Press freedom in South Africa
South Africa ranks 44th out of 168 countries in Reporters Without Borders' (RSF's) latest index of press freedom - down from 31st position in the 2005 index, but still well within the top 50 countries said to have "genuine press freedom".
RSF's fifth annual Worldwide Press Freedom Index - covering the period from 1 September 2005 to 1 September 2006 - reflects the degree of freedom journalists and news organisations enjoy in each country, and the efforts made by each state to respect and ensure respect for this freedom.
Finland, Iceland, Ireland and the Netherlands share first place on the 2006 index, with no recorded censorship, threats, intimidation or physical reprisals towards members of the media.
Denmark dropped from joint first to 19th position as a result of the Prophet Mohammad cartoon row, after which journalists required police protection due to threats against them.

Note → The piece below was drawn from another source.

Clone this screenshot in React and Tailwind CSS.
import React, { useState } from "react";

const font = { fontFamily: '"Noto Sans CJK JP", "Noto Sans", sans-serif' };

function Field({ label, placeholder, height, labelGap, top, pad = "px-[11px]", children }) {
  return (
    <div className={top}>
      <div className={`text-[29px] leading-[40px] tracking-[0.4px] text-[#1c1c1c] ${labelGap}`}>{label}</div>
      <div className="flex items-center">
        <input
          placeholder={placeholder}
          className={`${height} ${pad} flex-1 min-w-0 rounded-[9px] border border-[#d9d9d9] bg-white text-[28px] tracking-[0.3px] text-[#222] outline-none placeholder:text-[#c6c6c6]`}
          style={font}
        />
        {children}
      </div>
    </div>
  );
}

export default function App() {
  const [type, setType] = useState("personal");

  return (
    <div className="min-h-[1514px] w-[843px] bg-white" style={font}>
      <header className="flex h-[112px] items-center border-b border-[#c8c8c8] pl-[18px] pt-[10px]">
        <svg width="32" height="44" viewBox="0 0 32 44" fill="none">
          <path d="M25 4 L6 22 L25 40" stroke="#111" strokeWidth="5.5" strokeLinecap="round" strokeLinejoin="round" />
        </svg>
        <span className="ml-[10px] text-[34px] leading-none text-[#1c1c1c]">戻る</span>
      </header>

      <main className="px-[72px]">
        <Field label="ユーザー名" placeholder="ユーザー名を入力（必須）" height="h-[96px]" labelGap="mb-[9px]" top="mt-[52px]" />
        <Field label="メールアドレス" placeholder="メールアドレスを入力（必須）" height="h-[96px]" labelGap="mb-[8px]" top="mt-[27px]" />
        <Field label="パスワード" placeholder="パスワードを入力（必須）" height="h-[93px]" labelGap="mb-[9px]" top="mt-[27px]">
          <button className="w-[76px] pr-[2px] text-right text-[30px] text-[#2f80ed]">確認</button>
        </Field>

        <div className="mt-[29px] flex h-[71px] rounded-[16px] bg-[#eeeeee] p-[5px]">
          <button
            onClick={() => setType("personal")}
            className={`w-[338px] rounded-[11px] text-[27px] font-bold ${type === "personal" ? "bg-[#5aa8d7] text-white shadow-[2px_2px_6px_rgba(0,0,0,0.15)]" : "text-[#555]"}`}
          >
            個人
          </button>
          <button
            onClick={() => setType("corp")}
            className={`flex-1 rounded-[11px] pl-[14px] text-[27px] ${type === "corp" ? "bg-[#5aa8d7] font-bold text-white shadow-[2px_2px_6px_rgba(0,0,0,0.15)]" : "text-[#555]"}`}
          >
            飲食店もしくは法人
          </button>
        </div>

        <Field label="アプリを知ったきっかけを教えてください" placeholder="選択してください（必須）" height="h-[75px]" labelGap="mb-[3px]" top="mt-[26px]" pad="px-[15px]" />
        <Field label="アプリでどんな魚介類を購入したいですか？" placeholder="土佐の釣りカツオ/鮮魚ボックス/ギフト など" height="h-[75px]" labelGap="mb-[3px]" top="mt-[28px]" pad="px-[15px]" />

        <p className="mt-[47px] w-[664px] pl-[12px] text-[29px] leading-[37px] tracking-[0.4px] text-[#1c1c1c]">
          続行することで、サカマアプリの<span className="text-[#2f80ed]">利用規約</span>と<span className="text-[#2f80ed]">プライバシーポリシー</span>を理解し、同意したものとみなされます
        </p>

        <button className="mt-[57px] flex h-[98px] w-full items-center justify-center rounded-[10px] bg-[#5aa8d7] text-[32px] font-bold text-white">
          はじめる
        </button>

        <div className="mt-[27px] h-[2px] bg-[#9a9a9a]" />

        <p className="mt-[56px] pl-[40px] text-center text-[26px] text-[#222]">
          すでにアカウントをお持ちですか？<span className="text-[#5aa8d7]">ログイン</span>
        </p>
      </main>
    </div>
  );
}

The bottom end of the index remains unchanged, with Eritrea (166th), Turkmenistan (167th) and North Korea (168th) occupying the last three spots as authorities there continued a clampdown on independent media activity.

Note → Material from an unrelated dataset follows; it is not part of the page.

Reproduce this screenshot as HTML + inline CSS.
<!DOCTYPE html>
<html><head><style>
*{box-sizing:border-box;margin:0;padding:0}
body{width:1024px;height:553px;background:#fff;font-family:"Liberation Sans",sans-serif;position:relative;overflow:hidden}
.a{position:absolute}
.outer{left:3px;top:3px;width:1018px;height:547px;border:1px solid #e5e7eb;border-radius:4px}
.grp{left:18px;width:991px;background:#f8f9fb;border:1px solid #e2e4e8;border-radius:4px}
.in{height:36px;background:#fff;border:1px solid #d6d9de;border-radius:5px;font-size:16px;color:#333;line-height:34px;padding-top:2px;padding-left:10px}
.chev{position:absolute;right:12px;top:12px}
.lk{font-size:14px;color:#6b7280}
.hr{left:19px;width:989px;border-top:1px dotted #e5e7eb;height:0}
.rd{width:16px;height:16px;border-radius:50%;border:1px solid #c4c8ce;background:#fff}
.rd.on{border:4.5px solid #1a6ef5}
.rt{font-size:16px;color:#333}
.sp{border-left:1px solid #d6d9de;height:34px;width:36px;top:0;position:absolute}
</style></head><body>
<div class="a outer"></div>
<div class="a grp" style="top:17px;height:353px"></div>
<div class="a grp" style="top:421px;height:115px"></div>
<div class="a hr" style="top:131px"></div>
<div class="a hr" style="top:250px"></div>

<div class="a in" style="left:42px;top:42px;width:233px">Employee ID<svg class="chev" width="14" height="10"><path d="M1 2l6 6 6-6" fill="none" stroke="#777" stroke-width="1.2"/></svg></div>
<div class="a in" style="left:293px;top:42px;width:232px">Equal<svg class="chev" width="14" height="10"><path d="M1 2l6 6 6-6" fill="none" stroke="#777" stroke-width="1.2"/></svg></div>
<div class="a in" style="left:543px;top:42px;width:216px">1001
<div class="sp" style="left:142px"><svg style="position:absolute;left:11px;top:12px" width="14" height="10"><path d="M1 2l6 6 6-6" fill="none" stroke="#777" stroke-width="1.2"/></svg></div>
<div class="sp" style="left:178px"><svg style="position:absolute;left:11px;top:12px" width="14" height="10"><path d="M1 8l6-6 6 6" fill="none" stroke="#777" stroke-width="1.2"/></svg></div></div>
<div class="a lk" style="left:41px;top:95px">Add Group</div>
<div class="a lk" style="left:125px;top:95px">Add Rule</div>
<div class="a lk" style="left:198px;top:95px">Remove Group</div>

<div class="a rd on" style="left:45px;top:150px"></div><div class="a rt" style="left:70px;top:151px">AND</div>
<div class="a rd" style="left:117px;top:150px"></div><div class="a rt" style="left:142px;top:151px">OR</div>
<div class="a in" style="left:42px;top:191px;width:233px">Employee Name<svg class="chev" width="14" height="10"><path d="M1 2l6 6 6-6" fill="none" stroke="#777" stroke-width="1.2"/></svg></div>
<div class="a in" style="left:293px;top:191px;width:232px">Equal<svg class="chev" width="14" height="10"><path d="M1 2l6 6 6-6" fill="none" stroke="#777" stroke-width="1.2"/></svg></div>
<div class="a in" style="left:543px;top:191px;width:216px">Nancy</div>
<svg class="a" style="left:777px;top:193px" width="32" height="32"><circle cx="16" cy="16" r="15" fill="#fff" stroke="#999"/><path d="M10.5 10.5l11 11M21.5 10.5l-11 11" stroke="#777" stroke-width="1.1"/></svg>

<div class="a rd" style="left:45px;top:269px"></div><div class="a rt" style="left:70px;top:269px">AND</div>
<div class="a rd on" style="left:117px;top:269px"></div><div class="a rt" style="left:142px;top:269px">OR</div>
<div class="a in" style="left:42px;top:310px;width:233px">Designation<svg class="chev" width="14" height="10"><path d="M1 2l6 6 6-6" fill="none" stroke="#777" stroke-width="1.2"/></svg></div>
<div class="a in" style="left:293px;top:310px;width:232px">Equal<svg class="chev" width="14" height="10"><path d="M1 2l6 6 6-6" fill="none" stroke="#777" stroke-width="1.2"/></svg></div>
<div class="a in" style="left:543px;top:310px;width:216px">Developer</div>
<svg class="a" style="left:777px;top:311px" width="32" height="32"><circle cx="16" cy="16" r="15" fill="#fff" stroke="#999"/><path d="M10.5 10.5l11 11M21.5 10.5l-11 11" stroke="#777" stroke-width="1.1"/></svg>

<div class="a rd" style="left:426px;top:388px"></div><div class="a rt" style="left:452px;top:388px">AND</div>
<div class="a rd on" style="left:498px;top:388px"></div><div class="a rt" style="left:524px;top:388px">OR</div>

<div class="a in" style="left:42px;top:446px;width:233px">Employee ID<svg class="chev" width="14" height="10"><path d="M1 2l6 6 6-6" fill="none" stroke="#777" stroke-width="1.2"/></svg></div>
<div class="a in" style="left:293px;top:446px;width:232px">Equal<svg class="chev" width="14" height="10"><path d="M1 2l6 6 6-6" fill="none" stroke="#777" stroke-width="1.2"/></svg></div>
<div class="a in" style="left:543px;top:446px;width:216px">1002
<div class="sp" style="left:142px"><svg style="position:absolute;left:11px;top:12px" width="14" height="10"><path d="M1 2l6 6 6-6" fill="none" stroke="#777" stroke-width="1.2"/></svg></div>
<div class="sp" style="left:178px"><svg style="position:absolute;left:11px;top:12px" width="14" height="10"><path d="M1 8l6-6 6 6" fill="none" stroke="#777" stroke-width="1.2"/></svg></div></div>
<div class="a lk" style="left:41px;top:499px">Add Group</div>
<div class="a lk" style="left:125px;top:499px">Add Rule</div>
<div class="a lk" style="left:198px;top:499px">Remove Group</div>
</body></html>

RSF said in its 2006 press freedom report that a number of Eritrean journalists have been imprisoned in secret for more than five years, that Turkmenistan's "president-for-life" Separmurad Nyazov is willing to use "extreme violence" against those who criticise him, and that North Korean leader Kim Jong-il totally controls the media in his country.
'War on terror'
Meanwhile, the "steady erosion of press freedom in the United States, France and Japan is extremely alarming," the RSF said, attributing this to a clampdown on press freedoms mainly under the pretext of "national security" in relation the "war on terror".
"The zeal of federal courts which, unlike those in 33 US states, refuse to recognise the media's right not to reveal its sources, even threatens journalists whose investigations have no connection at all with terrorism," the RSF said.
Press freedom in Africa
Within Africa, South Africa comes in sixth position, after Benin (23rd overall), Namibia (26th), Mauritius (32nd), Ghana (34th) and Mali (joint 35th).
Changes in political leadership led to an improved ranking for Togo, which climbed 29 places to 66th following the 2005 death of President Gnassingbe Eyadema and internationally backed efforts by his son and successor to make peace with the opposition.
A coup in Mauritania in August 2005 brought an end to the heavy censorship of local media, and the country has since risen from 138th in 2005 to 77th, one of the biggest improvements in the index.
"Each year new countries in less developed parts of the world move up the index to positions above some European countries or even the United States," the RSF said. "This is good news and shows once again that, even though very poor, countries can be very observant of freedom of expression."
How the index is compiled
Reporters Without Borders compiles its index by asking 14 freedom of expression organisations on five continents, 130 correspondents around the world, as well as journalists, researchers, jurists and human rights activists, to answer 50 questions relating to the state of press freedom in 168 countries.
The questionnaire includes every kind of violation directly affecting journalists (such as murders, imprisonment, physical attacks and threats) and news media (censorship, confiscation of issues, searches and harassment), and registers the degree of impunity enjoyed by those responsible for such violations.
It also takes account of the legal situation affecting the news media - such as penalties for press offences, the existence of a state monopoly in certain areas, and the existence of a regulatory body - and the behaviour of the authorities towards the state-owned news media and the foreign press.
It also takes account of the main obstacles to the free flow of information on the internet.